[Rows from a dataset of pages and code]
━━━━━━━━
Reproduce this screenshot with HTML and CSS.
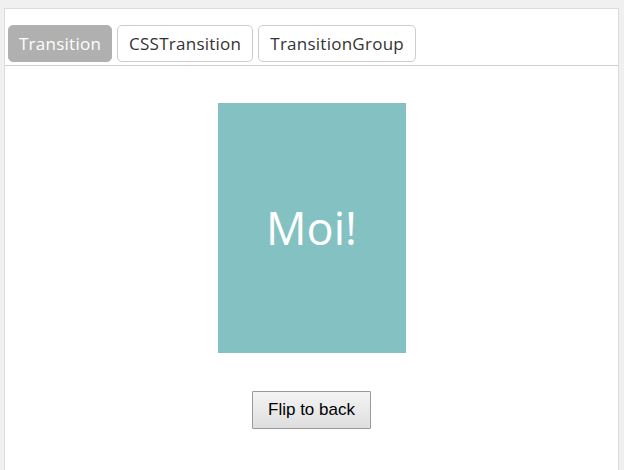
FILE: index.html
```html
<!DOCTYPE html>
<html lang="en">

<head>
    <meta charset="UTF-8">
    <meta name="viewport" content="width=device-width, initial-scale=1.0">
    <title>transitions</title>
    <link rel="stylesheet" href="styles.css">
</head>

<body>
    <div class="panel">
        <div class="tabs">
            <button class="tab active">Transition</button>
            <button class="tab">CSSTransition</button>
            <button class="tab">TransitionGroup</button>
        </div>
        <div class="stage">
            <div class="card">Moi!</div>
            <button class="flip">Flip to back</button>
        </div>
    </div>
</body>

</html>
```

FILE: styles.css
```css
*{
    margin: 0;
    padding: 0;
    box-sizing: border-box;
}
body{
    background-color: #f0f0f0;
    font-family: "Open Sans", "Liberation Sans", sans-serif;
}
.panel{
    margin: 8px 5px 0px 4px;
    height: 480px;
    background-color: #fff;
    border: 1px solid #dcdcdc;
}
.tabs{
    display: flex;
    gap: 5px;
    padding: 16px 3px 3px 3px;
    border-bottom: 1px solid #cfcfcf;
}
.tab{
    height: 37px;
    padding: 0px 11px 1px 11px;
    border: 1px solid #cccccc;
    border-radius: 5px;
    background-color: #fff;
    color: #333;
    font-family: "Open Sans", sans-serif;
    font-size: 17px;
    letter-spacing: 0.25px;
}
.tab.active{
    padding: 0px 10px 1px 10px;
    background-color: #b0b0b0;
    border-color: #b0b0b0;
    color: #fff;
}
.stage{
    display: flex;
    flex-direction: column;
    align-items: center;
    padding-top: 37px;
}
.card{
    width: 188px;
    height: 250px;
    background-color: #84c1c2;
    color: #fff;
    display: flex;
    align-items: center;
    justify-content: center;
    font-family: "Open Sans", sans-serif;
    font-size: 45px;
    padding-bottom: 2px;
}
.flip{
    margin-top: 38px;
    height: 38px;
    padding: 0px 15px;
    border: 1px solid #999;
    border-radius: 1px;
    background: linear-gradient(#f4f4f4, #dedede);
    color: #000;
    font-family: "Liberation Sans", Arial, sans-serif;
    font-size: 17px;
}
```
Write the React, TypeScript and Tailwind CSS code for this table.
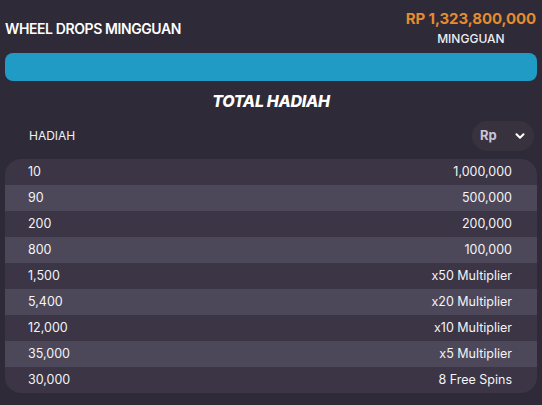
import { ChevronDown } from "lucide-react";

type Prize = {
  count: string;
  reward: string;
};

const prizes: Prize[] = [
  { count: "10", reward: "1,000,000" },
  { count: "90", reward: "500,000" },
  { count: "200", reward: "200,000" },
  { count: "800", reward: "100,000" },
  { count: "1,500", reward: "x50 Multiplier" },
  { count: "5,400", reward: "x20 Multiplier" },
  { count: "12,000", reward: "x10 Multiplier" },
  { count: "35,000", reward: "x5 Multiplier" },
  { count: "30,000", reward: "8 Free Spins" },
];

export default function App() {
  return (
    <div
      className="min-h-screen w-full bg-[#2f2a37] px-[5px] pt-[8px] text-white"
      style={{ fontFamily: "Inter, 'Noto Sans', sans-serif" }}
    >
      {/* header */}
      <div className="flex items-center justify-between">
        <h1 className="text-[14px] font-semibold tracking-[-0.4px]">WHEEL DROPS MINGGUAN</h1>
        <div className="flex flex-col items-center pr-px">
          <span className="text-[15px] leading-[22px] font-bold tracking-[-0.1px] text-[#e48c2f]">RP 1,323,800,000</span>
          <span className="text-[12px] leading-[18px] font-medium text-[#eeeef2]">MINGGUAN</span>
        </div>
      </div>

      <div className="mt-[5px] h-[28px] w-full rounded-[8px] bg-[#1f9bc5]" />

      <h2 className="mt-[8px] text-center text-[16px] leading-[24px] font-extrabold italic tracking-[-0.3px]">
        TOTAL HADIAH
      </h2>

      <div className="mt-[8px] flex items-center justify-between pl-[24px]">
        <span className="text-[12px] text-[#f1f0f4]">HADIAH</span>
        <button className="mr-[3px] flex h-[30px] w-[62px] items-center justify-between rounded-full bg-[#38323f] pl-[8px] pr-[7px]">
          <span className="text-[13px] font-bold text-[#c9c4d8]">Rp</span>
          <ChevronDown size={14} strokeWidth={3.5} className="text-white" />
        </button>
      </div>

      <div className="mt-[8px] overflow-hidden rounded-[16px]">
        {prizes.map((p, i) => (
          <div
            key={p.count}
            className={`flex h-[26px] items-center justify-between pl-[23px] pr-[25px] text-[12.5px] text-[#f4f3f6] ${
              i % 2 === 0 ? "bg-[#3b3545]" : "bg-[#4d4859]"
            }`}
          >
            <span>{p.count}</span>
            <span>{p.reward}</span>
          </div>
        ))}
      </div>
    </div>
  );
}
━━━━━━━━
## Do this
Go through the listing above and quote it exactly, apart from its images.

## Worked answer
Reproduce this screenshot with HTML and CSS.
FILE: index.html
```html
<!DOCTYPE html>
<html lang="en">

<head>
    <meta charset="UTF-8">
    <meta name="viewport" content="width=device-width, initial-scale=1.0">
    <title>transitions</title>
    <link rel="stylesheet" href="styles.css">
</head>

<body>
    <div class="panel">
        <div class="tabs">
            <button class="tab active">Transition</button>
            <button class="tab">CSSTransition</button>
            <button class="tab">TransitionGroup</button>
        </div>
        <div class="stage">
            <div class="card">Moi!</div>
            <button class="flip">Flip to back</button>
        </div>
    </div>
</body>

</html>
```

FILE: styles.css
```css
*{
    margin: 0;
    padding: 0;
    box-sizing: border-box;
}
body{
    background-color: #f0f0f0;
    font-family: "Open Sans", "Liberation Sans", sans-serif;
}
.panel{
    margin: 8px 5px 0px 4px;
    height: 480px;
    background-color: #fff;
    border: 1px solid #dcdcdc;
}
.tabs{
    display: flex;
    gap: 5px;
    padding: 16px 3px 3px 3px;
    border-bottom: 1px solid #cfcfcf;
}
.tab{
    height: 37px;
    padding: 0px 11px 1px 11px;
    border: 1px solid #cccccc;
    border-radius: 5px;
    background-color: #fff;
    color: #333;
    font-family: "Open Sans", sans-serif;
    font-size: 17px;
    letter-spacing: 0.25px;
}
.tab.active{
    padding: 0px 10px 1px 10px;
    background-color: #b0b0b0;
    border-color: #b0b0b0;
    color: #fff;
}
.stage{
    display: flex;
    flex-direction: column;
    align-items: center;
    padding-top: 37px;
}
.card{
    width: 188px;
    height: 250px;
    background-color: #84c1c2;
    color: #fff;
    display: flex;
    align-items: center;
    justify-content: center;
    font-family: "Open Sans", sans-serif;
    font-size: 45px;
    padding-bottom: 2px;
}
.flip{
    margin-top: 38px;
    height: 38px;
    padding: 0px 15px;
    border: 1px solid #999;
    border-radius: 1px;
    background: linear-gradient(#f4f4f4, #dedede);
    color: #000;
    font-family: "Liberation Sans", Arial, sans-serif;
    font-size: 17px;
}
```
Write the React, TypeScript and Tailwind CSS code for this table.
import { ChevronDown } from "lucide-react";

type Prize = {
  count: string;
  reward: string;
};

const prizes: Prize[] = [
  { count: "10", reward: "1,000,000" },
  { count: "90", reward: "500,000" },
  { count: "200", reward: "200,000" },
  { count: "800", reward: "100,000" },
  { count: "1,500", reward: "x50 Multiplier" },
  { count: "5,400", reward: "x20 Multiplier" },
  { count: "12,000", reward: "x10 Multiplier" },
  { count: "35,000", reward: "x5 Multiplier" },
  { count: "30,000", reward: "8 Free Spins" },
];

export default function App() {
  return (
    <div
      className="min-h-screen w-full bg-[#2f2a37] px-[5px] pt-[8px] text-white"
      style={{ fontFamily: "Inter, 'Noto Sans', sans-serif" }}
    >
      {/* header */}
      <div className="flex items-center justify-between">
        <h1 className="text-[14px] font-semibold tracking-[-0.4px]">WHEEL DROPS MINGGUAN</h1>
        <div className="flex flex-col items-center pr-px">
          <span className="text-[15px] leading-[22px] font-bold tracking-[-0.1px] text-[#e48c2f]">RP 1,323,800,000</span>
          <span className="text-[12px] leading-[18px] font-medium text-[#eeeef2]">MINGGUAN</span>
        </div>
      </div>

      <div className="mt-[5px] h-[28px] w-full rounded-[8px] bg-[#1f9bc5]" />

      <h2 className="mt-[8px] text-center text-[16px] leading-[24px] font-extrabold italic tracking-[-0.3px]">
        TOTAL HADIAH
      </h2>

      <div className="mt-[8px] flex items-center justify-between pl-[24px]">
        <span className="text-[12px] text-[#f1f0f4]">HADIAH</span>
        <button className="mr-[3px] flex h-[30px] w-[62px] items-center justify-between rounded-full bg-[#38323f] pl-[8px] pr-[7px]">
          <span className="text-[13px] font-bold text-[#c9c4d8]">Rp</span>
          <ChevronDown size={14} strokeWidth={3.5} className="text-white" />
        </button>
      </div>

      <div className="mt-[8px] overflow-hidden rounded-[16px]">
        {prizes.map((p, i) => (
          <div
            key={p.count}
            className={`flex h-[26px] items-center justify-between pl-[23px] pr-[25px] text-[12.5px] text-[#f4f3f6] ${
              i % 2 === 0 ? "bg-[#3b3545]" : "bg-[#4d4859]"
            }`}
          >
            <span>{p.count}</span>
            <span>{p.reward}</span>
          </div>
        ))}
      </div>
    </div>
  );
}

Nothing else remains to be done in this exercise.